Some things that will help you overcome the stickiness of this decision. To marry or not to marry?
1. Seek Relationship Role Models: Surround yourself with positive examples. Look up to couples whose marriages you have insight into and speak to them. Ask questions about their relationship, including the whys and hows. Learn from their experiences.
There is a lady I met whose love story was so beautiful and unfortunately lasted seven years before her husband died of illness. She tells it like it happened yesterday, with a smile at the memories they made together and how the struggle of illness and imminent death made them even closer, though painful.

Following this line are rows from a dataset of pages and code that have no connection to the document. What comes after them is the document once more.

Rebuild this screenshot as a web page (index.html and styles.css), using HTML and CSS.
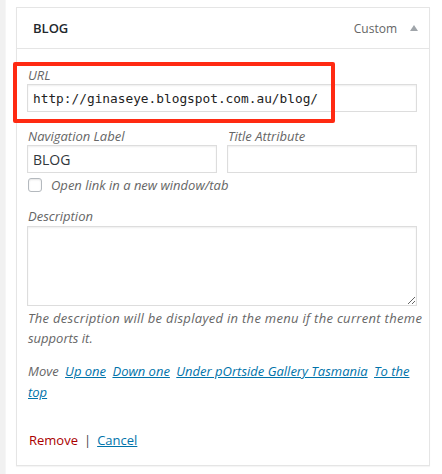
FILE: index.html
```html
<!DOCTYPE html>
<html>
<head>
<meta charset="utf-8">
<link rel="stylesheet" href="styles.css">
</head>
<body>
<div class="page">
  <div class="strip"></div>
  <div class="area">
    <div class="panel">
      <div class="panel-head">
        <span class="item-title">BLOG</span>
        <span class="item-controls">
          <span class="item-type">Custom</span>
          <span class="toggle"></span>
        </span>
      </div>
      <div class="panel-body">
        <div class="field">
          <label class="lbl">URL</label>
          <input class="inp mono" type="text" value="http://ginaseye.blogspot.com.au/blog/">
        </div>
        <div class="row2">
          <div class="field">
            <label class="lbl">Navigation Label</label>
            <input class="inp" type="text" value="BLOG">
          </div>
          <div class="field">
            <label class="lbl">Title Attribute</label>
            <input class="inp" type="text" value="">
          </div>
        </div>
        <label class="check-row"><input class="cb" type="checkbox"><span class="lbl">Open link in a new window/tab</span></label>
        <div class="field desc">
          <label class="lbl">Description</label>
          <textarea class="ta"></textarea>
          <p class="help"><span class="nowrap">The description will be displayed in the menu if the current theme</span><br>supports it.</p>
        </div>
        <p class="move"><span class="move-lbl">Move</span> <a href="#">Up one</a> <a href="#">Down one</a> <a href="#">Under pOrtside Gallery Tasmania</a> <a href="#">To the top</a></p>
        <div class="actions"><a class="remove" href="#">Remove</a><span class="sep">|</span><a class="cancel" href="#">Cancel</a></div>
      </div>
      <div class="annot"></div>
    </div>
  </div>
</div>
</body>
</html>
```

FILE: styles.css
```css
html, body {
  margin: 0;
  padding: 0;
  background: #fff;
}
body {
  font-family: "Open Sans", "Liberation Sans", sans-serif;
  font-size: 13px;
  color: #444;
}
.page {
  display: flex;
  height: 474px;
}
.strip {
  width: 5px;
  background: #f1f1f1;
  border-right: 1px solid #f6f6f6;
}
.area {
  flex: 1;
  padding: 7px 0 0 10px;
}
.panel {
  position: relative;
  width: 414px;
  height: 459px;
  box-sizing: border-box;
  border: 1px solid #e5e5e5;
  box-shadow: 0 1px 1px rgba(0,0,0,0.04);
}
.panel-head {
  height: 40px;
  border-bottom: 1px solid #e5e5e5;
  display: flex;
  align-items: center;
  justify-content: space-between;
  padding: 0 11px 0 16px;
  background: #fff;
}
.item-title {
  font-weight: 600;
  font-size: 13px;
  color: #23282d;
}
.item-controls {
  display: flex;
  align-items: center;
  gap: 13px;
}
.item-type {
  color: #666;
  font-size: 12px;
}
.toggle {
  width: 0;
  height: 0;
  border-left: 4px solid transparent;
  border-right: 4px solid transparent;
  border-bottom: 6px solid #a0a5aa;
  margin-top: -1px;
}
.panel-body {
  padding: 17px 12px 0 10px;
}
.field {
  display: flex;
  flex-direction: column;
}
.lbl {
  font-style: italic;
  color: #666;
  line-height: 18px;
  padding-left: 1px;
}
.inp {
  box-sizing: border-box;
  height: 28px;
  border: 1px solid #ddd;
  box-shadow: inset 0 1px 2px rgba(0,0,0,0.07);
  font-family: "Open Sans", sans-serif;
  font-size: 14px;
  color: #32373c;
  padding: 0 5px;
  margin: 0;
  outline: none;
  width: 100%;
}
.mono {
  font-family: "DejaVu Sans Mono", "Liberation Mono", monospace;
  font-size: 12.8px;
  color: #222;
}
.row2 {
  display: grid;
  grid-template-columns: 190px 190px;
  column-gap: 10px;
  margin-top: 15px;
}
.check-row {
  display: flex;
  align-items: center;
  margin-top: 4px;
  height: 16px;
}
.cb {
  appearance: none;
  -webkit-appearance: none;
  width: 14px;
  height: 14px;
  margin: 0 8px 0 1px;
  border: 1px solid #b4b9be;
  border-radius: 3px;
  background: #fff;
  box-shadow: inset 0 1px 2px rgba(0,0,0,0.1);
  box-sizing: border-box;
}
.desc {
  margin-top: 14px;
}
.ta {
  box-sizing: border-box;
  height: 80px;
  width: 100%;
  border: 1px solid #ddd;
  box-shadow: inset 0 1px 2px rgba(0,0,0,0.07);
  margin: 1px 0 0;
  outline: none;
}
.help {
  margin: 2px 0 0;
  font-style: italic;
  font-size: 13px;
  color: #666;
  line-height: 20px;
  padding-left: 1px;
}
.nowrap {
  white-space: nowrap;
  letter-spacing: 0.3px;
}
.move {
  margin: 13px 0 0;
  font-style: italic;
  line-height: 21px;
  padding-left: 1px;
}
.move-lbl {
  color: #666;
}
.move a {
  color: #0073aa;
  text-decoration: underline;
  margin-left: 3px;
}
.actions {
  margin-top: 27px;
  padding-left: 2px;
  line-height: 20px;
}
.remove {
  color: #a00;
  text-decoration: none;
}
.sep {
  color: #444;
  margin: 0 6px;
}
.cancel {
  color: #0073aa;
  text-decoration: underline;
}
.annot {
  position: absolute;
  left: -4px;
  top: 54px;
  width: 322px;
  height: 61px;
  box-sizing: border-box;
  border: 4px solid #ff2a12;
  border-radius: 2px;
}
```
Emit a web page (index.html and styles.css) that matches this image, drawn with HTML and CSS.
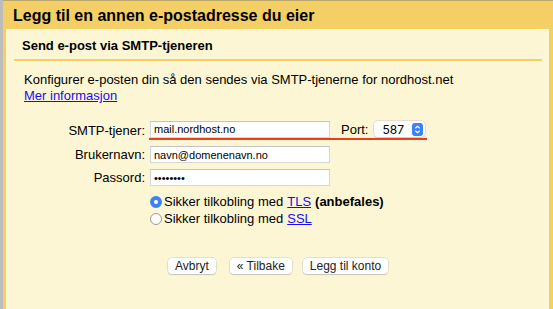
FILE: index.html
```html
<!DOCTYPE html>
<html lang="nb">
<head>
    <meta charset="UTF-8">
    <title>Legg til en annen e-postadresse du eier</title>
    <link rel="stylesheet" href="styles.css">
</head>
<body>
    <div class="gutter"></div>

    <div class="dialog">
        <h1>Legg til en annen e-postadresse du eier</h1>

        <div class="panel">
            <h2>Send e-post via SMTP-tjeneren</h2>

            <p class="intro">Konfigurer e-posten din så den sendes via SMTP-tjenerne for nordhost.net<br>
                <a href="#">Mer informasjon</a></p>

            <div class="form">
                <label>SMTP-tjener:</label>
                <div class="marked">
                    <input class="field" type="text" value="mail.nordhost.no">
                    <span class="port-label">Port:</span>
                    <span class="select">587
                        <svg class="stepper" width="11" height="13" viewBox="0 0 11 13">
                            <rect width="11" height="13" rx="3" fill="#3b82f6"/>
                            <path d="M3.3 5.2 L5.5 3.2 L7.7 5.2 M3.3 7.8 L5.5 9.8 L7.7 7.8" stroke="#fff" stroke-width="1.2" fill="none"/>
                        </svg>
                    </span>
                </div>

                <label>Brukernavn:</label>
                <div><input class="field" type="text" value="navn@domenenavn.no"></div>

                <label>Passord:</label>
                <div><input class="field" type="password" value="passord1"></div>

                <span></span>
                <div class="choices">
                    <div class="choice">
                        <span class="radio on"></span>
                        Sikker tilkobling med <a href="#">TLS</a> <b>(anbefales)</b>
                    </div>
                    <div class="choice">
                        <span class="radio"></span>
                        Sikker tilkobling med <a href="#">SSL</a>
                    </div>
                </div>
            </div>

            <div class="buttons">
                <button>Avbryt</button>
                <button class="back">« Tilbake</button>
                <button>Legg til konto</button>
            </div>
        </div>
    </div>
</body>
</html>
```

FILE: styles.css
```css
* {
    margin: 0;
    padding: 0;
    box-sizing: border-box;
}

body {
    font-family: 'Liberation Sans', Arial, sans-serif;
    color: #000;
    display: flex;
    height: 309px;
    overflow: hidden;
    background: #fdf6d5;
}

/* Strimmel til venstre */
.gutter {
    width: 3px;
    background: #bcbcbc;
}

.dialog {
    flex: 1;
    background: #f4cf65;
    border-top: 1px solid #b9a76c;
    padding: 0 4px 0 3px;
    display: flex;
    flex-direction: column;
}

h1 {
    font-size: 16px;
    font-weight: bold;
    height: 28px;
    line-height: 30px;
    padding-left: 7px;
}

.panel {
    flex: 1;
    background: #fdf6d5;
    padding: 0 7px 0 8px;
}

h2 {
    font-size: 13px;
    font-weight: bold;
    padding: 9px 0 0 8px;
    height: 32px;
    border-bottom: 2px solid #f4cf65;
}

.intro {
    font-size: 13px;
    line-height: 16px;
    padding: 11px 0 0 10px;
}

a {
    color: #1a0dee;
}

/* Skjema */
.form {
    display: grid;
    grid-template-columns: 131px auto;
    column-gap: 5px;
    row-gap: 6px;
    margin-top: 17px;
    font-size: 13px;
    align-items: center;
}

.form label {
    text-align: right;
}

.marked {
    display: flex;
    align-items: center;
    width: 278px;
    border-bottom: 2px solid #e8401c;
    margin-left: -1px;
    padding-left: 1px;
    height: 19px;
    padding-bottom: 1px;
}

.field {
    width: 180px;
    height: 17px;
    border: 1px solid #d6d6d6;
    border-top-color: #c3c3c3;
    background: #fff;
    font-family: 'Liberation Sans', Arial, sans-serif;
    font-size: 11px;
    padding: 0 3px;
    color: #000;
}

.port-label {
    margin-left: 11px;
}

.select {
    margin-left: 6px;
    width: 51px;
    height: 16px;
    background: #fff;
    border-radius: 4px;
    box-shadow: 0 0 0 0.5px #c9c9c9, 0 1px 1px rgba(0, 0, 0, 0.15);
    font-family: Inter, sans-serif;
    font-size: 12px;
    display: flex;
    align-items: center;
    justify-content: space-between;
    padding: 0 2px 0 8px;
}

.choices {
    margin-top: 1px;
}

.choice {
    display: flex;
    align-items: center;
    height: 17px;
}

.radio {
    width: 12px;
    height: 12px;
    border-radius: 50%;
    border: 1px solid #9a9a9a;
    background: #fff;
    margin-right: 2px;
}

.radio.on {
    border: 4px solid #3b82f6;
    background: #fff;
}

.choice a {
    margin: 0 4px;
}

.buttons {
    display: flex;
    gap: 11px;
    padding-left: 154px;
    margin-top: 31px;
}

.buttons .back {
    margin-left: 3px;
}

button {
    font-family: 'Liberation Sans', Arial, sans-serif;
    font-size: 12px;
    background: #fff;
    border: none;
    border-radius: 4px;
    box-shadow: 0 0 0 0.5px #c9c9c9, 0 1px 1px rgba(0, 0, 0, 0.2);
    height: 16px;
    padding: 0 7px;
    color: #222;
}
```
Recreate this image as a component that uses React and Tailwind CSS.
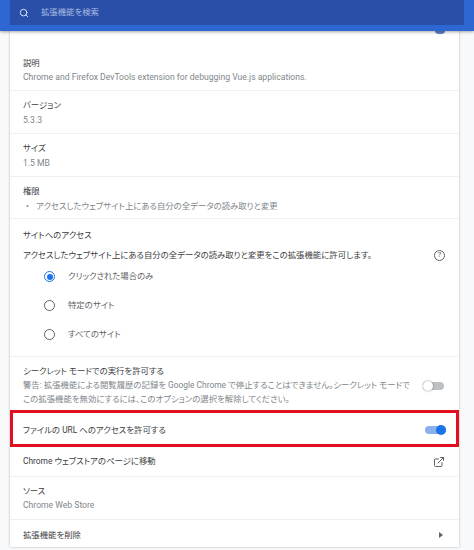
import { Search, ExternalLink } from 'lucide-react'

const FONT = "font-['Roboto','Noto_Sans_CJK_JP',sans-serif]"

function InfoRow({ label, children, height = 'h-[43px]', top = 'pt-0', labelLeading = 'leading-[16px]' }) {
  return (
    <div className={`${height} ${top} border-b border-[#f0f0f0] px-[13px] flex flex-col justify-center`}>
      <div className={`text-[#3c4043] ${labelLeading}`}>{label}</div>
      <div className="text-[#80868b] leading-[14px]">{children}</div>
    </div>
  )
}

function Radio({ checked, label }) {
  return (
    <div className="h-[29px] flex items-center pl-[34px] text-[#5f6368]">
      <span className={`w-[11px] h-[11px] rounded-full border-[1.5px] flex items-center justify-center ${checked ? 'border-[#1a73e8]' : 'border-[#5f6368]'}`}>
        {checked && <span className="w-[6px] h-[6px] rounded-full bg-[#1a73e8]" />}
      </span>
      <span className="ml-[13px]">{label}</span>
    </div>
  )
}

export default function App() {
  return (
    <div className={`${FONT} w-[474px] h-[550px] overflow-hidden bg-[#f8f9fa] text-[8.4px] [font-feature-settings:'palt'] relative`}>
      {/* ヘッダー */}
      <div className="h-[31px] bg-[#2e66d2] shadow-[0_1px_3px_rgba(0,0,0,0.35)] px-[10px] relative z-10">
        <div className="h-[25px] bg-[#2a4fa8] flex items-center pl-[9px] text-[#a9bbe2]">
          <Search size={10} strokeWidth={2.2} className="text-[#dfe7f7]" />
          <span className="ml-[12px]">拡張機能を検索</span>
        </div>
      </div>

      <div className="mx-[10px] w-[449px] bg-white shadow-[0_0_2px_rgba(60,64,67,0.4)] h-[516px] relative">
        {/* スクロールで隠れたトグル */}
        <span className="absolute right-[14px] -top-[4px] w-[10px] h-[7px] rounded-full bg-[#5f86c8]" />

        <div className="pt-[15px]">
          <InfoRow label="説明" height="h-[45px]" top="pt-[3px]" labelLeading="leading-[14px]">
            <span className="text-[8.6px]">Chrome and Firefox DevTools extension for debugging Vue.js applications.</span>
          </InfoRow>
          <InfoRow label="バージョン"><span className="text-[8.6px]">5.3.3</span></InfoRow>
          <InfoRow label="サイズ"><span className="text-[8.6px]">1.5 MB</span></InfoRow>
          <InfoRow label="権限" height="h-[42px]">
            <span className="inline-block w-[13px] pl-[3px]">•</span>アクセスしたウェブサイト上にある自分の全データの読み取りと変更
          </InfoRow>

          <div className="h-[138px] border-b border-[#f0f0f0]">
            <div className="px-[13px] pt-[9px] text-[#3c4043] leading-[14px]">サイトへのアクセス</div>
            <div className="px-[13px] mt-[6px] flex items-center justify-between text-[#3c4043] leading-[14px]">
              <span>アクセスしたウェブサイト上にある自分の全データの読み取りと変更をこの拡張機能に許可します。</span>
              <span className="w-[11px] h-[11px] mr-[1px] rounded-full border border-[#5f6368] text-[#5f6368] text-[8px] leading-none flex items-center justify-center">?</span>
            </div>
            <div>
              <Radio checked label="クリックされた場合のみ" />
              <Radio label="特定のサイト" />
              <Radio label="すべてのサイト" />
            </div>
          </div>

          <div className="h-[53px] px-[13px] pt-[7px] flex items-start justify-between">
            <div className="w-[392px] leading-[14px]">
              <div className="text-[#3c4043]">シークレット モードでの実行を許可する</div>
              <div className="text-[#80868b]">警告: 拡張機能による閲覧履歴の記録を Google Chrome で停止することはできません。シークレット モードでこの拡張機能を無効にするには、このオプションの選択を解除してください。</div>
            </div>
            <span className="relative mt-[18px] mr-[2px] w-[21px] h-[8px] rounded-full bg-[#bdc1c6]">
              <span className="absolute left-0 -top-[1px] w-[10px] h-[10px] rounded-full bg-white shadow-[0_0_2px_rgba(0,0,0,0.5)]" />
            </span>
          </div>

          {/* 赤枠 */}
          <div className="h-[37px] border-[3px] border-[#e2101f] flex items-center justify-between pl-[10px] pr-[10px] pt-[3px] text-[#3c4043]">
            <span>ファイルの URL へのアクセスを許可する</span>
            <span className="relative w-[21px] h-[8px] rounded-full bg-[#8ab0ec]">
              <span className="absolute right-0 -top-[1px] w-[10px] h-[10px] rounded-full bg-[#1a73e8]" />
            </span>
          </div>

          <div className="h-[30px] border-b border-[#f0f0f0] px-[13px] flex items-center justify-between text-[#3c4043]">
            <span>Chrome ウェブストアのページに移動</span>
            <ExternalLink size={12} className="text-[#5f6368] mr-[1px]" />
          </div>
          <InfoRow label="ソース" labelLeading="leading-[14px]"><span className="text-[8.6px]">Chrome Web Store</span></InfoRow>
          <div className="h-[30px] px-[13px] flex items-center justify-between text-[#3c4043]">
            <span>拡張機能を削除</span>
            <svg width="4" height="6" viewBox="0 0 4 6" className="mr-[3px]"><path d="M0 0l4 3-4 3z" fill="#5f6368" /></svg>
          </div>
        </div>
      </div>
    </div>
  )
}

No two lovestories are the same; we don’t know how it will end but I encourage you to extend grace to yourself when making these decisions.
2. Prioritize Communication: Open, honest, and kind communication is the key to any successful relationship. Be open about your fears, dreams, and expectations, creating a safe space for both partners to express themselves freely.
3. Redefine Love Success: Your love, your rules. Define success in your own terms. It’s not about fitting into societal expectations but creating a partnership that fulfils both of you. Celebrate the small victories, they matter because they are the stones upon which your relationship will grow and one day stand in all its mountainous glory.
4. Define what your core values are, what your beliefs about yourself and the world are, and what your boundaries for behaviours and conduct within your relationship are. This makes it easy to have discussions about things early. Never ignore anything that doesn’t sit right with you, it will only get worse. Address it early in an open honest and kind way. If your partner cannot tolerate that style of discussion, step back and think again if you have the right person to work with for a lifetime.
So, is being married fun? Yes Absolutely! Open your hearts, embrace the adventure, and let love lead the way if you are lucky.
Until you say “I DO”, Stay wholesome.
Stay authentic
Be yourself and keep getting better at it.